So goes the Cole Porter song from “High Society.” And while I’m decidedly short of funds, I do have a trick to feeling like a million bucks that I’d like to pass along.
I think the story goes that when a certain young actor, who was then penniless, was asked to play a millionaire playboy, he asked in return how he could possibly feel like a very rich man? The director told him to go to the bank and withdraw USD$5,000 and put it into his front trouser pocket to carry around for the day.
It worked like a charm and the young actor went on to become a famous actor who specialized in playing the gentry. (Sorry, I can’t remember who it was. Maybe it’s an urban myth. But I think I heard it on “Frrr-esh Air with Teri Gross.”)
Now, I wouldn’t even know where to lay my hands on that much cash. Nor would I be very good at carrying it on my person (for any length of time.) But I do like to carry $50 around in case I have to pick up a bar tab or cab home or tip someone helpful.
And when I do carry cash, I carry it in the sterling silver money clip seen above. It is the second one I’ve had in the shape of a paper clip (a marvel of industrial design.) The first didn’t have the monogrammable disk. (I’m thinking of having this one engraved with “Pls. Refill.”) Both were gifts from very special people, my father in the first case (it went missing some time ago) and the disarming Mrs. E in the other.

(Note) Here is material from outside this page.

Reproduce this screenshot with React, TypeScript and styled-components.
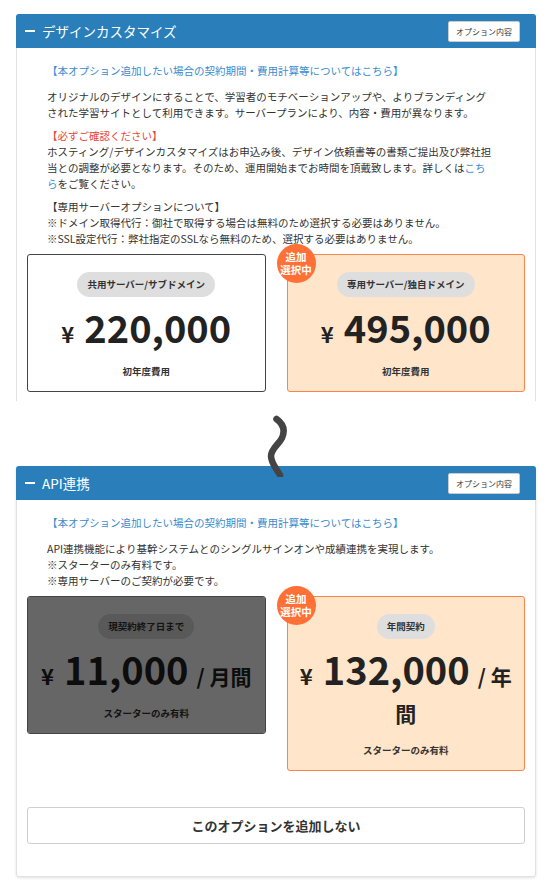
import React from 'react';
import styled, { createGlobalStyle, css } from 'styled-components';

const GlobalStyle = createGlobalStyle`
  body {
    margin: 0;
    background: #fff;
    font-family: "Noto Sans CJK JP", "Noto Sans", sans-serif;
    color: #333;
  }
`;

const Page = styled.div`
  width: 520px;
  padding: 14px 14px 12px 16px;
`;

const Panel = styled.section<{ $cut?: boolean }>`
  position: relative;
  border: 1px solid #e2e2e2;
  border-radius: 3px;
  background: #fff;
  box-shadow: 0 1px 3px rgba(0, 0, 0, 0.12);
  ${(p) =>
    p.$cut &&
    css`
      border-bottom: none;
      border-radius: 3px 3px 0 0;
      box-shadow: none;
    `}
`;

const Header = styled.header`
  height: 34px;
  margin: -1px -1px 0;
  padding: 0 16px 0 9px;
  display: flex;
  align-items: center;
  justify-content: space-between;
  background: #2a7fba;
  border-radius: 3px 3px 0 0;
`;

const Title = styled.h2`
  margin: 0;
  display: flex;
  align-items: center;
  gap: 7px;
  color: #fff;
  font-size: 13.5px;
  font-weight: 400;
`;

const Dash = styled.span`
  width: 10px;
  height: 2.5px;
  background: #fff;
`;

const DetailButton = styled.button`
  height: 21px;
  padding: 0 7px;
  border: 1px solid #ccc;
  border-radius: 2px;
  background: #fff;
  color: #333;
  font-family: inherit;
  font-size: 8px;
`;

const Body = styled.div<{ $bottom: number }>`
  padding: 0 10px ${(p) => p.$bottom}px;
`;

const Info = styled.div`
  padding: 15px 0 0 20px;
`;

const Para = styled.p<{ $tone?: 'link' | 'alert' }>`
  margin: 0 0 7px;
  font-size: 10.5px;
  line-height: 16px;
  white-space: nowrap;
  color: ${(p) => (p.$tone === 'link' ? '#3a8ccf' : '#333')};
  ${(p) =>
    p.$tone === 'link' &&
    css`
      margin-bottom: 10px;
    `}
`;

const Alert = styled.span`
  color: #e8453c;
`;

const Link = styled.span`
  color: #3a8ccf;
`;

const Cards = styled.div`
  margin-top: 4px;
  display: grid;
  grid-template-columns: 1fr 1fr;
  gap: 21px;
  align-items: start;
`;

const Card = styled.div<{ $selected?: boolean; $dimmed?: boolean }>`
  position: relative;
  padding: 14px 5px 12px;
  border: 1px solid ${(p) => (p.$selected ? '#f8854f' : '#444')};
  border-radius: 3px;
  background: ${(p) => (p.$selected ? '#ffe5c9' : '#fff')};
  text-align: center;
  ${(p) =>
    p.$dimmed &&
    css`
      &::after {
        content: '';
        position: absolute;
        inset: 0;
        border-radius: 2px;
        background: rgba(0, 0, 0, 0.6);
      }
    `}
`;

const Pill = styled.span`
  display: inline-block;
  height: 25px;
  padding: 0 10px;
  border-radius: 13px;
  background: #dedede;
  font-size: 9.5px;
  font-weight: 700;
  line-height: 25px;
  color: #333;
`;

const Price = styled.div`
  margin-top: 11px;
  font-size: 38px;
  font-weight: 700;
  line-height: 37px;
  color: #222;
`;

const Yen = styled.span`
  font-size: 22px;
  line-height: 0;
  margin-right: 10px;
`;

const Amount = styled.span`
  line-height: 37px;
`;

const Unit = styled.span`
  font-size: 21px;
  line-height: 0;
  margin-left: 8px;
`;

const Note = styled.div`
  margin-top: 18px;
  font-size: 9.5px;
  font-weight: 700;
  line-height: 16px;
  color: #333;
`;

const Badge = styled.div`
  position: absolute;
  left: -11px;
  top: -11px;
  width: 39px;
  height: 39px;
  border-radius: 50%;
  background: #ff7037;
  color: #fff;
  font-size: 10.5px;
  font-weight: 700;
  line-height: 12.5px;
  display: flex;
  flex-direction: column;
  align-items: center;
  justify-content: center;
  z-index: 1;
`;

const Divider = styled.div`
  position: relative;
  height: 65px;
`;

const Squiggle = styled.svg`
  position: absolute;
  left: 50%;
  top: 10px;
  margin-left: -14px;
  z-index: 2;
`;

const DeclineButton = styled.button`
  display: block;
  width: 100%;
  height: 37px;
  margin-top: 36px;
  border: 1px solid #cfcfcf;
  border-radius: 3px;
  background: #fff;
  color: #333;
  font-family: inherit;
  font-size: 13px;
  font-weight: 700;
`;

type Plan = {
  label: string;
  amount: string;
  unit?: string;
  note: string;
  selected?: boolean;
  dimmed?: boolean;
};

const PlanCard = ({ plan }: { plan: Plan }) => (
  <Card $selected={plan.selected} $dimmed={plan.dimmed}>
    {plan.selected && (
      <Badge>
        <span>追加</span>
        <span>選択中</span>
      </Badge>
    )}
    <Pill>{plan.label}</Pill>
    <Price>
      <Yen>¥</Yen>
      <Amount>{plan.amount}</Amount>
      {plan.unit && <Unit>/ {plan.unit}</Unit>}
    </Price>
    <Note>{plan.note}</Note>
  </Card>
);

const PanelHead = ({ title }: { title: string }) => (
  <Header>
    <Title>
      <Dash />
      {title}
    </Title>
    <DetailButton>オプション内容</DetailButton>
  </Header>
);

const designPlans: Plan[] = [
  { label: '共用サーバー/サブドメイン', amount: '220,000', note: '初年度費用' },
  { label: '専用サーバー/独自ドメイン', amount: '495,000', note: '初年度費用', selected: true },
];

const apiPlans: Plan[] = [
  { label: '現契約終了日まで', amount: '11,000', unit: '月間', note: 'スターターのみ有料', dimmed: true },
  { label: '年間契約', amount: '132,000', unit: '年間', note: 'スターターのみ有料', selected: true },
];

const contractLink = '【本オプション追加したい場合の契約期間・費用計算等についてはこちら】';

export default function App() {
  return (
    <>
      <GlobalStyle />
      <Page>
        <Panel $cut>
          <PanelHead title="デザインカスタマイズ" />
          <Body $bottom={9}>
            <Info>
              <Para $tone="link">{contractLink}</Para>
              <Para>
                オリジナルのデザインにすることで、学習者のモチベーションアップや、よりブランディング
                <br />
                された学習サイトとして利用できます。サーバープランにより、内容・費用が異なります。
              </Para>
              <Para>
                <Alert>【必ずご確認ください】</Alert>
                <br />
                ホスティング/デザインカスタマイズはお申込み後、デザイン依頼書等の書類ご提出及び弊社担
                <br />
                当との調整が必要となります。そのため、運用開始までお時間を頂戴致します。詳しくは
                <Link>こち</Link>
                <br />
                <Link>ら</Link>をご覧ください。
              </Para>
              <Para>
                【専用サーバーオプションについて】
                <br />
                ※ドメイン取得代行：御社で取得する場合は無料のため選択する必要はありません。
                <br />
                ※SSL設定代行：弊社指定のSSLなら無料のため、選択する必要はありません。
              </Para>
            </Info>
            <Cards>
              {designPlans.map((p) => (
                <PlanCard key={p.label} plan={p} />
              ))}
            </Cards>
          </Body>
        </Panel>

        <Divider>
          <Squiggle width="30" height="66" viewBox="0 0 30 66">
            <path
              d="M14.5 8 C20 12, 24 18, 20 27 C17 33, 9 38, 9 45 C9 52, 14 57, 18 64"
              fill="none"
              stroke="#444"
              strokeWidth="6.5"
              strokeLinecap="round"
            />
          </Squiggle>
        </Divider>

        <Panel>
          <PanelHead title="API連携" />
          <Body $bottom={32}>
            <Info>
              <Para $tone="link">{contractLink}</Para>
              <Para>
                API連携機能により基幹システムとのシングルサインオンや成績連携を実現します。
                <br />
                ※スターターのみ有料です。
                <br />
                ※専用サーバーのご契約が必要です。
              </Para>
            </Info>
            <Cards>
              {apiPlans.map((p) => (
                <PlanCard key={p.label} plan={p} />
              ))}
            </Cards>
            <DeclineButton>このオプションを追加しない</DeclineButton>
          </Body>
        </Panel>
      </Page>
    </>
  );
}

They really do make thoughtful gifts.
Carrying a money clip serves more than one purpose; it makes me think about the cash I’m using, and it keeps me from having to carry a “billfold.” Which in turn keeps me from walking around with the bulging back pocket and popped open pleats. (My “wallet” is a credit card case that holds only a few necessary cards and identification. When I did carry a wallet, it was one of those larger ones that fits inside your inner breast pocket in your suit.)
In other words, it makes me feel more elegant. And I bet it will you, too.
So until that lucky day when my man will carry my umbrella and cheque book and wear a watch for me, I will continue to use my money clip — just four smaller bills, please.